Civil Society Forces Cross-Border Debate
With so much on the line politically, economically and militarily, domestic elites in Washington and Mexico City have been reluctant to push for meaningful change in the drug war. Yet, even the Obama White House may be forced to bend somewhat. Encouraged by Colorado and Washington State, legalization advocates are preparing other referendums in northeastern states as well as the American west. And in Texas no less, campaigners may even seek to introduce a motion to legalize marijuana in the state legislature. Though Texan activists will no doubt face a steep uphill climb, local voters are horrified by drug-related violence in Mexico just across the border and are looking for alternative solutions.
In Mexico, too, the PRI has been forced to reckon with shifting political realities. In the wake of the Colorado and Washington state referendums, incoming President Nieto stated that his country would have to rethink its drug war policies. Commenting on the shifting tides in the U.S., Nieto’s chief of staff implied that the drug war had suddenly become somewhat perverse. “Obviously,” he said, “we can't handle a product that is illegal in Mexico, trying to stop its transfer to the United States, when in the United States, at least in part of the United States, it now has a different status.”
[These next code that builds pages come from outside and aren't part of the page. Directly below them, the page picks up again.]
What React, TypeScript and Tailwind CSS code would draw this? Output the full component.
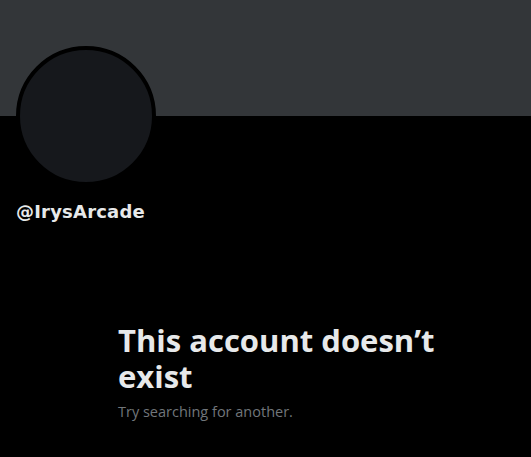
export default function App() {
  return (
    <div className="h-[457px] w-[531px] overflow-hidden bg-black" style={{ fontFamily: '"Open Sans", "Noto Sans", sans-serif' }}>
      <div className="h-[116px] bg-[#333639]" />
      <div className="relative px-4">
        <div className="-mt-[70px] h-[140px] w-[140px] rounded-full border-4 border-black bg-[#16181c]" />
        <div className="mt-[16px] text-[18px] font-bold leading-5 tracking-[0.2px] text-[#e7e9ea]" style={{ fontFamily: '"DejaVu Sans", sans-serif' }}>
          @IrysArcade
        </div>
      </div>
      <div className="mt-[100px] pl-[118px] pr-[80px]">
        <h1 className="text-[31px] font-bold leading-9 text-[#e7e9ea]">This account doesn’t exist</h1>
        <p className="mt-[8px] text-[14.5px] leading-5 text-[#71767b]">Try searching for another.</p>
      </div>
    </div>
  );
}
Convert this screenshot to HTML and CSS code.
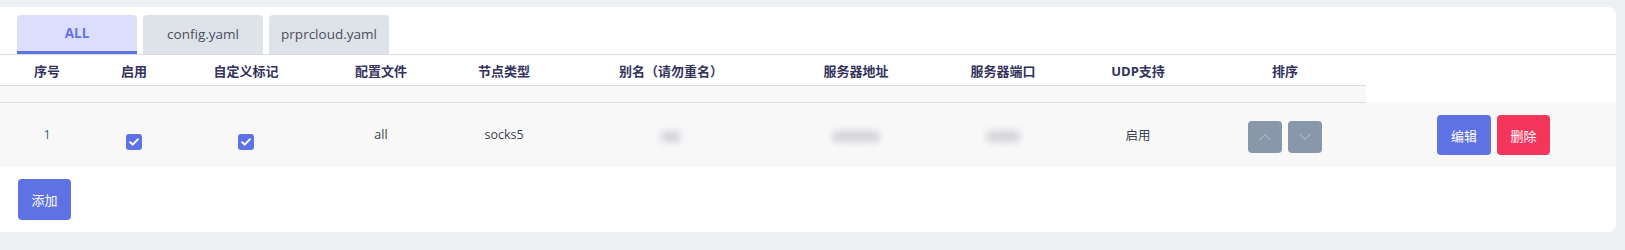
FILE: index.html
```html
<!DOCTYPE html>
<html lang="zh">
<head>
<meta charset="utf-8">
<link rel="stylesheet" href="styles.css">
</head>
<body>
<div class="card">
  <div class="tabs">
    <div class="tab active">ALL</div>
    <div class="tab">config.yaml</div>
    <div class="tab">prprcloud.yaml</div>
  </div>
  <div class="thead">
    <div class="th">序号</div>
    <div class="th">启用</div>
    <div class="th">自定义标记</div>
    <div class="th">配置文件</div>
    <div class="th">节点类型</div>
    <div class="th">别名（请勿重名）</div>
    <div class="th">服务器地址</div>
    <div class="th">服务器端口</div>
    <div class="th">UDP支持</div>
    <div class="th">排序</div>
  </div>
  <div class="spacer"></div>
  <div class="row">
    <div class="td num">1</div>
    <div class="td"><span class="check"><svg width="10" height="8" viewBox="0 0 10 8"><path d="M1.2 4.2 L3.8 6.6 L8.8 1.4" fill="none" stroke="#fff" stroke-width="2" stroke-linecap="round" stroke-linejoin="round"/></svg></span></div>
    <div class="td"><span class="check"><svg width="10" height="8" viewBox="0 0 10 8"><path d="M1.2 4.2 L3.8 6.6 L8.8 1.4" fill="none" stroke="#fff" stroke-width="2" stroke-linecap="round" stroke-linejoin="round"/></svg></span></div>
    <div class="td">all</div>
    <div class="td">socks5</div>
    <div class="td"><span class="blur b1"></span></div>
    <div class="td"><span class="blur b2"></span></div>
    <div class="td"><span class="blur b3"></span></div>
    <div class="td">启用</div>
    <div class="td sort">
      <span class="sbtn"><svg width="14" height="8" viewBox="0 0 14 8"><path d="M1.5 7 L7 1.8 L12.5 7" fill="none" stroke="#a7b3c1" stroke-width="1.2"/></svg></span>
      <span class="sbtn"><svg width="14" height="8" viewBox="0 0 14 8"><path d="M1.5 1 L7 6.2 L12.5 1" fill="none" stroke="#a7b3c1" stroke-width="1.2"/></svg></span>
    </div>
    <div class="td actions">
      <span class="btn primary">编辑</span>
      <span class="btn danger">删除</span>
    </div>
  </div>
  <div class="footer">
    <span class="btn primary add">添加</span>
  </div>
</div>
</body>
</html>
```

FILE: styles.css
```css
html, body {
  margin: 0;
  padding: 0;
}
body {
  background: #eef0f3;
  font-family: "Open Sans", "Noto Sans CJK SC", sans-serif;
  width: 1625px;
  height: 250px;
  overflow: hidden;
}
.card {
  margin-top: 7px;
  width: 1616px;
  height: 225px;
  background: #fff;
  border-radius: 0 8px 8px 0;
  box-sizing: border-box;
}
.tabs {
  display: flex;
  gap: 7px;
  padding: 8px 0 0 17px;
  border-bottom: 1px solid #dcdcdc;
}
.tab {
  width: 120px;
  height: 39px;
  box-sizing: border-box;
  background: #dee3ea;
  border-radius: 4px 4px 0 0;
  display: flex;
  align-items: center;
  justify-content: center;
  font-size: 13.5px;
  color: #4a4f5c;
  padding-bottom: 2px;
}
.tab + .tab {
  margin-left: -1px;
}
.tab.active {
  background: #dbdffb;
  color: #6673e0;
  font-weight: 700;
  border-bottom: 3px solid #5e72e4;
  padding-bottom: 0;
}
.thead {
  display: grid;
  grid-template-columns: 94px 80px 144px 126px 120px 214px 156px 138px 132px 162px;
  width: 1366px;
  height: 31px;
  box-sizing: border-box;
  border-bottom: 1px solid #dcdcdc;
}
.th {
  display: flex;
  align-items: center;
  justify-content: center;
  font-size: 13px;
  font-weight: 700;
  color: #32325d;
}
.spacer {
  width: 1366px;
  height: 16px;
  background: #f8f8f8;
  border-bottom: 1px solid #dcdcdc;
}
.row {
  display: grid;
  grid-template-columns: 94px 80px 144px 126px 120px 214px 156px 138px 132px 162px 250px;
  height: 64px;
  background: #f8f8f8;
}
.td {
  display: flex;
  align-items: center;
  justify-content: center;
  font-size: 12.5px;
  color: #3c3f4e;
  padding-bottom: 2px;
}
.td.num {
  color: #2f5f94;
}
.check {
  width: 16px;
  height: 16px;
  border-radius: 3px;
  background: #5e72e4;
  display: flex;
  align-items: center;
  justify-content: center;
  margin-top: 16px;
}
.blur {
  display: block;
  height: 11px;
  background: #d2d2da;
  border-radius: 5px;
  filter: blur(3.5px);
  margin-top: 4px;
}
.b1 { width: 20px; }
.b2 { width: 48px; }
.b3 { width: 34px; }
.sort {
  gap: 6px;
  padding-top: 4px;
  padding-bottom: 0;
}
.sbtn {
  width: 34px;
  height: 32px;
  border-radius: 4px;
  background: #8898aa;
  display: flex;
  align-items: center;
  justify-content: center;
}
.actions {
  gap: 6px;
  padding-left: 5px;
  padding-bottom: 0;
}
.btn {
  display: flex;
  align-items: center;
  justify-content: center;
  width: 54px;
  height: 40px;
  border-radius: 4px;
  color: #fff;
  font-size: 13px;
}
.btn.primary {
  background: #5e72e4;
}
.btn.danger {
  background: #f5365c;
  width: 53px;
}
.footer {
  padding: 12px 0 0 18px;
}
.btn.add {
  width: 53px;
  height: 41px;
}
```
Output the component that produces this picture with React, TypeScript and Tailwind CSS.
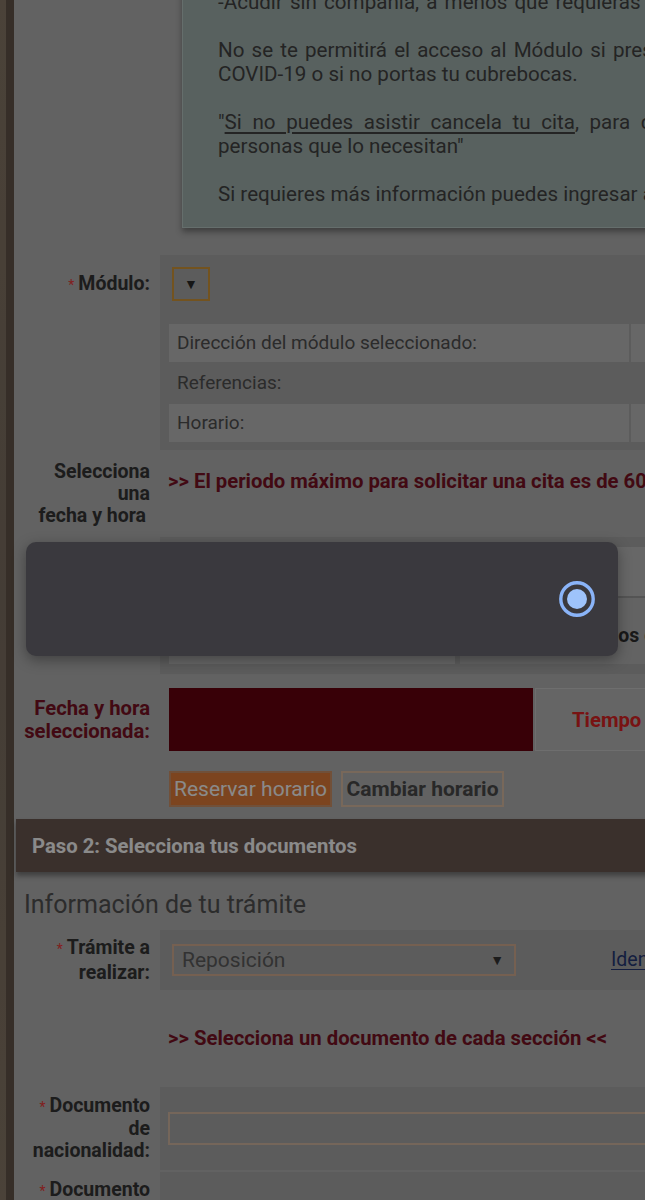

Meanwhile, the marijuana issue has split opinion within Mexico’s three major parties. While the PRI is divided, there are some who argue that it is time to have an open and thorough discussion about the drug war. Take for example Cesar Duarte, the PRI governor in the state of Chihuahua bordering Texas. Shocking his peers, Duarte has openly come out for pot legalization and argues that the export of marijuana could represent a great business opportunity for his countrymen. In addition to the PRI, there are also signs that the rightist PAN or National Action Party may be wavering: recently, former president Vicente Fox denounced the drug war as useless.
Perhaps the greatest threat to the status quo, however, emanates from the leftist PRD or Democratic Revolutionary Party. Fernando Belauzarán, a PRD congressman from liberal Mexico City, has introduced a bill similar to the one that passed in Colorado. Under Belauzarán’s plan, all Mexicans would be allowed to grow up to five marijuana plants for legal consumption. Though Belauzarán is aware that his bill might not pass, the legislator is determined to raise the discussion again and again in an effort to force a debate within Mexican society.
Inertia of the Elites
Despite this political pressure in both the U.S. and in Mexico, the establishment has waffled on marijuana. Earlier this summer, Peña Nieto said he would welcome a debate on drug legalization in Mexico. However, the president has continued to deploy the military to the streets while battling the cartels. Nieto has avoided holding major press conferences about the drug war, hoping that perhaps he can buy time or at least distract the public.